# Data provided
++++

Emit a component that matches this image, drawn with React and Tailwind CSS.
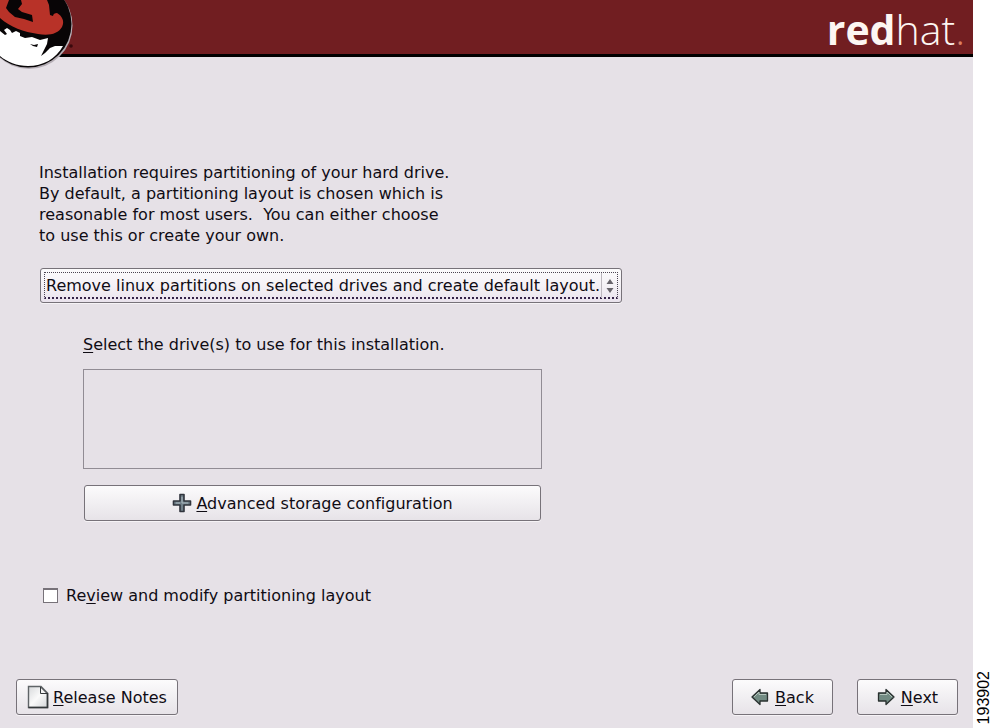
import { useState } from 'react'

const buttonBase =
  'flex h-9 items-center rounded-[3px] border border-[#777279] bg-linear-to-b from-[#fcfbfc] via-[#f1eff2] to-[#e7e3e8] shadow-[0_1px_0_#f6f3f6]'

const layouts = [
  'Remove linux partitions on selected drives and create default layout.',
  'Remove all partitions on selected drives and create default layout.',
  'Use free space on selected drives and create default layout.',
  'Create custom layout.'
]

const intro = `Installation requires partitioning of your hard drive.
By default, a partitioning layout is chosen which is
reasonable for most users.  You can either choose
to use this or create your own.`

function Key({ children }) {
  return <span className="underline decoration-1 underline-offset-2">{children}</span>
}

function HatLogo() {
  return (
    <svg viewBox="0 0 80 72" className="absolute top-0 left-0 h-[72px] w-20" aria-hidden="true">
      <circle cx="29" cy="25.5" r="43.5" fill="#b5aeb5" />
      <circle cx="28" cy="24" r="43.5" fill="#080506" />
      <path
        d="M0 31 L5 35 L7 34 L4 30 L7 28 L10 30 L12 33 L16 31 L20 33 L20 36 L25 38 L32 37 L40 40 L48 38 L47 44 L44 50 L41 56 L45 53 L50 48 L55 46 L63 46 C56 59 43 66 28 66 C17 66 7 62 0 56 Z"
        fill="#fff"
      />
      <path d="M30 44 L34 45 L38 44 L37 47 L33 46 Z" fill="#080506" />
      <path
        d="M0 8 H6 L9 12 L15 17 L24 19 L33 22 L32 15 L22 12 L18 9 L22 4 L21 0 H47 L49 5 L50 15 L53 16 C53 14 55 13 57 13 C62 16 65 21 62 27 C58 34 49 36 38 34 C24 32 10 27 0 18 Z"
        fill="#b83228"
      />
      <path d="M0 0 H9 L6 8 H0 Z" fill="#b83228" />
      <circle cx="71" cy="46" r="1.8" fill="#39090d" />
    </svg>
  )
}

function PlusIcon() {
  return (
    <svg viewBox="0 0 20 20" className="h-5 w-5" aria-hidden="true">
      <path d="M8 1.5 H12 V8 H18.5 V12 H12 V18.5 H8 V12 H1.5 V8 H8 Z" fill="#71808a" stroke="#30343d" strokeWidth="1.6" strokeLinejoin="round" />
      <path d="M10 4 V10 H16 M4 10 H8" stroke="#a9b6bd" fill="none" />
    </svg>
  )
}

function PageIcon() {
  return (
    <svg viewBox="0 0 22 24" className="h-6 w-[22px]" aria-hidden="true">
      <defs>
        <linearGradient id="page" x1="0" y1="0" x2="1" y2="1">
          <stop offset="0" stopColor="#d7d9db" />
          <stop offset="0.5" stopColor="#fafafa" />
          <stop offset="1" stopColor="#d3d5d8" />
        </linearGradient>
      </defs>
      <path d="M1.5 1.5 H14 L20.5 8 V22.5 H1.5 Z" fill="url(#page)" stroke="#5f6467" strokeWidth="1.4" />
      <path d="M20.5 8 V22.5 H1.5" fill="none" stroke="#34383b" strokeWidth="1.6" />
      <path d="M13.5 2 V8.5 H20 Z" fill="#f4f4f4" stroke="#34383b" strokeLinejoin="round" />
    </svg>
  )
}

function ArrowIcon({ right }) {
  return (
    <svg viewBox="0 0 18 18" className={right ? 'h-[18px] w-[18px] -scale-x-100' : 'h-[18px] w-[18px]'} aria-hidden="true">
      <path d="M1 9 L9 1.5 V5 H16.5 V13 H9 V16.5 Z" fill="#728b83" stroke="#29302f" strokeWidth="1.3" strokeLinejoin="round" />
      <path d="M3 9 L8 4 V6.5 H15" fill="none" stroke="#b4c4bc" />
    </svg>
  )
}

export default function App() {
  const [layout, setLayout] = useState(layouts[0])
  const [review, setReview] = useState(false)

  return (
    <div className="flex min-h-screen bg-white font-['DejaVu_Sans',sans-serif] text-base leading-[21px] text-[#100c14] [font-variant-ligatures:none]">
      <div className="flex min-w-0 flex-1 flex-col bg-[#e6e1e7]">
        <header className="relative flex h-[57px] items-center justify-end border-b-3 border-black bg-[#711e21] pt-1 pr-2">
          <HatLogo />
          <div className="font-['Open_Sans',sans-serif] text-[41px] leading-[50px] text-[#fdf6f2]">
            <span className="font-bold">red</span>
            <span className="font-light">hat</span>
            <span className="font-light text-[#dc8064]">.</span>
          </div>
        </header>

        <main className="flex flex-col items-start px-10 pt-[105px]">
          <p className="-ml-px whitespace-pre-wrap">{intro}</p>

          <div className="relative mt-[22px] rounded-[3px] border border-[#777279] bg-linear-to-b from-[#fcfbfc] via-[#f5f2f6] to-[#e9e2ec] p-[3px] shadow-[0_1px_0_#f6f3f6]">
            <select
              value={layout}
              onChange={(e) => setLayout(e.target.value)}
              aria-label="Partitioning layout"
              className="block h-[27px] w-[574px] appearance-none border border-b-2 border-dotted border-[#4b4452] border-b-[#352348] pt-px pl-px outline-none"
            >
              {layouts.map((name) => (
                <option key={name}>{name}</option>
              ))}
            </select>
            <div className="pointer-events-none absolute inset-y-1 right-1 flex w-4 items-center justify-center border-l border-[#bdb8bf]">
              <svg viewBox="0 0 8 14" className="h-3.5 w-2" aria-hidden="true">
                <path d="M4 0 L7.5 5 H0.5 Z M0.5 9 H7.5 L4 14 Z" fill="#68646b" />
              </svg>
            </div>
          </div>

          <div className="mt-[31px] ml-[43px] w-[459px]">
            <p id="drives">
              <Key>S</Key>elect the drive(s) to use for this installation.
            </p>
            <div role="listbox" aria-labelledby="drives" className="mt-3.5 h-[100px] border border-[#918c94]" />
            <button className={`${buttonBase} mx-px mt-4 w-[457px] justify-center gap-1`}>
              <PlusIcon />
              <span>
                <Key>A</Key>dvanced storage configuration
              </span>
            </button>
          </div>

          <label className="mt-16 ml-[3px] flex items-center gap-2">
            <input
              type="checkbox"
              checked={review}
              onChange={(e) => setReview(e.target.checked)}
              className="h-[15px] w-[15px] appearance-none border border-t-2 border-[#777279] bg-white checked:bg-[#4b4452]"
            />
            <span>
              Re<Key>v</Key>iew and modify partitioning layout
            </span>
          </label>
        </main>

        <footer className="mt-auto flex items-center pt-6 pr-[15px] pb-[13px] pl-4">
          <button className={`${buttonBase} w-[162px] justify-center gap-1`}>
            <PageIcon />
            <span>
              <Key>R</Key>elease Notes
            </span>
          </button>
          <div className="ml-auto flex gap-6">
            <button className={`${buttonBase} w-[101px] justify-center gap-1.5`}>
              <ArrowIcon />
              <span>
                <Key>B</Key>ack
              </span>
            </button>
            <button className={`${buttonBase} w-[101px] justify-center gap-1.5`}>
              <ArrowIcon right />
              <span>
                <Key>N</Key>ext
              </span>
            </button>
          </div>
        </footer>
      </div>

      <aside className="flex w-[25px] items-end justify-center pr-1 pb-1">
        <span className="rotate-180 font-['Liberation_Sans',sans-serif] text-base leading-5 text-black [writing-mode:vertical-rl]">193902</span>
      </aside>
    </div>
  )
}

++++

# Task details
Exactly as written, return every line of the listing, but not the pictures.

# Final result
Emit a component that matches this image, drawn with React and Tailwind CSS.
import { useState } from 'react'

const buttonBase =
  'flex h-9 items-center rounded-[3px] border border-[#777279] bg-linear-to-b from-[#fcfbfc] via-[#f1eff2] to-[#e7e3e8] shadow-[0_1px_0_#f6f3f6]'

const layouts = [
  'Remove linux partitions on selected drives and create default layout.',
  'Remove all partitions on selected drives and create default layout.',
  'Use free space on selected drives and create default layout.',
  'Create custom layout.'
]

const intro = `Installation requires partitioning of your hard drive.
By default, a partitioning layout is chosen which is
reasonable for most users.  You can either choose
to use this or create your own.`

function Key({ children }) {
  return <span className="underline decoration-1 underline-offset-2">{children}</span>
}

function HatLogo() {
  return (
    <svg viewBox="0 0 80 72" className="absolute top-0 left-0 h-[72px] w-20" aria-hidden="true">
      <circle cx="29" cy="25.5" r="43.5" fill="#b5aeb5" />
      <circle cx="28" cy="24" r="43.5" fill="#080506" />
      <path
        d="M0 31 L5 35 L7 34 L4 30 L7 28 L10 30 L12 33 L16 31 L20 33 L20 36 L25 38 L32 37 L40 40 L48 38 L47 44 L44 50 L41 56 L45 53 L50 48 L55 46 L63 46 C56 59 43 66 28 66 C17 66 7 62 0 56 Z"
        fill="#fff"
      />
      <path d="M30 44 L34 45 L38 44 L37 47 L33 46 Z" fill="#080506" />
      <path
        d="M0 8 H6 L9 12 L15 17 L24 19 L33 22 L32 15 L22 12 L18 9 L22 4 L21 0 H47 L49 5 L50 15 L53 16 C53 14 55 13 57 13 C62 16 65 21 62 27 C58 34 49 36 38 34 C24 32 10 27 0 18 Z"
        fill="#b83228"
      />
      <path d="M0 0 H9 L6 8 H0 Z" fill="#b83228" />
      <circle cx="71" cy="46" r="1.8" fill="#39090d" />
    </svg>
  )
}

function PlusIcon() {
  return (
    <svg viewBox="0 0 20 20" className="h-5 w-5" aria-hidden="true">
      <path d="M8 1.5 H12 V8 H18.5 V12 H12 V18.5 H8 V12 H1.5 V8 H8 Z" fill="#71808a" stroke="#30343d" strokeWidth="1.6" strokeLinejoin="round" />
      <path d="M10 4 V10 H16 M4 10 H8" stroke="#a9b6bd" fill="none" />
    </svg>
  )
}

function PageIcon() {
  return (
    <svg viewBox="0 0 22 24" className="h-6 w-[22px]" aria-hidden="true">
      <defs>
        <linearGradient id="page" x1="0" y1="0" x2="1" y2="1">
          <stop offset="0" stopColor="#d7d9db" />
          <stop offset="0.5" stopColor="#fafafa" />
          <stop offset="1" stopColor="#d3d5d8" />
        </linearGradient>
      </defs>
      <path d="M1.5 1.5 H14 L20.5 8 V22.5 H1.5 Z" fill="url(#page)" stroke="#5f6467" strokeWidth="1.4" />
      <path d="M20.5 8 V22.5 H1.5" fill="none" stroke="#34383b" strokeWidth="1.6" />
      <path d="M13.5 2 V8.5 H20 Z" fill="#f4f4f4" stroke="#34383b" strokeLinejoin="round" />
    </svg>
  )
}

function ArrowIcon({ right }) {
  return (
    <svg viewBox="0 0 18 18" className={right ? 'h-[18px] w-[18px] -scale-x-100' : 'h-[18px] w-[18px]'} aria-hidden="true">
      <path d="M1 9 L9 1.5 V5 H16.5 V13 H9 V16.5 Z" fill="#728b83" stroke="#29302f" strokeWidth="1.3" strokeLinejoin="round" />
      <path d="M3 9 L8 4 V6.5 H15" fill="none" stroke="#b4c4bc" />
    </svg>
  )
}

export default function App() {
  const [layout, setLayout] = useState(layouts[0])
  const [review, setReview] = useState(false)

  return (
    <div className="flex min-h-screen bg-white font-['DejaVu_Sans',sans-serif] text-base leading-[21px] text-[#100c14] [font-variant-ligatures:none]">
      <div className="flex min-w-0 flex-1 flex-col bg-[#e6e1e7]">
        <header className="relative flex h-[57px] items-center justify-end border-b-3 border-black bg-[#711e21] pt-1 pr-2">
          <HatLogo />
          <div className="font-['Open_Sans',sans-serif] text-[41px] leading-[50px] text-[#fdf6f2]">
            <span className="font-bold">red</span>
            <span className="font-light">hat</span>
            <span className="font-light text-[#dc8064]">.</span>
          </div>
        </header>

        <main className="flex flex-col items-start px-10 pt-[105px]">
          <p className="-ml-px whitespace-pre-wrap">{intro}</p>

          <div className="relative mt-[22px] rounded-[3px] border border-[#777279] bg-linear-to-b from-[#fcfbfc] via-[#f5f2f6] to-[#e9e2ec] p-[3px] shadow-[0_1px_0_#f6f3f6]">
            <select
              value={layout}
              onChange={(e) => setLayout(e.target.value)}
              aria-label="Partitioning layout"
              className="block h-[27px] w-[574px] appearance-none border border-b-2 border-dotted border-[#4b4452] border-b-[#352348] pt-px pl-px outline-none"
            >
              {layouts.map((name) => (
                <option key={name}>{name}</option>
              ))}
            </select>
            <div className="pointer-events-none absolute inset-y-1 right-1 flex w-4 items-center justify-center border-l border-[#bdb8bf]">
              <svg viewBox="0 0 8 14" className="h-3.5 w-2" aria-hidden="true">
                <path d="M4 0 L7.5 5 H0.5 Z M0.5 9 H7.5 L4 14 Z" fill="#68646b" />
              </svg>
            </div>
          </div>

          <div className="mt-[31px] ml-[43px] w-[459px]">
            <p id="drives">
              <Key>S</Key>elect the drive(s) to use for this installation.
            </p>
            <div role="listbox" aria-labelledby="drives" className="mt-3.5 h-[100px] border border-[#918c94]" />
            <button className={`${buttonBase} mx-px mt-4 w-[457px] justify-center gap-1`}>
              <PlusIcon />
              <span>
                <Key>A</Key>dvanced storage configuration
              </span>
            </button>
          </div>

          <label className="mt-16 ml-[3px] flex items-center gap-2">
            <input
              type="checkbox"
              checked={review}
              onChange={(e) => setReview(e.target.checked)}
              className="h-[15px] w-[15px] appearance-none border border-t-2 border-[#777279] bg-white checked:bg-[#4b4452]"
            />
            <span>
              Re<Key>v</Key>iew and modify partitioning layout
            </span>
          </label>
        </main>

        <footer className="mt-auto flex items-center pt-6 pr-[15px] pb-[13px] pl-4">
          <button className={`${buttonBase} w-[162px] justify-center gap-1`}>
            <PageIcon />
            <span>
              <Key>R</Key>elease Notes
            </span>
          </button>
          <div className="ml-auto flex gap-6">
            <button className={`${buttonBase} w-[101px] justify-center gap-1.5`}>
              <ArrowIcon />
              <span>
                <Key>B</Key>ack
              </span>
            </button>
            <button className={`${buttonBase} w-[101px] justify-center gap-1.5`}>
              <ArrowIcon right />
              <span>
                <Key>N</Key>ext
              </span>
            </button>
          </div>
        </footer>
      </div>

      <aside className="flex w-[25px] items-end justify-center pr-1 pb-1">
        <span className="rotate-180 font-['Liberation_Sans',sans-serif] text-base leading-5 text-black [writing-mode:vertical-rl]">193902</span>
      </aside>
    </div>
  )
}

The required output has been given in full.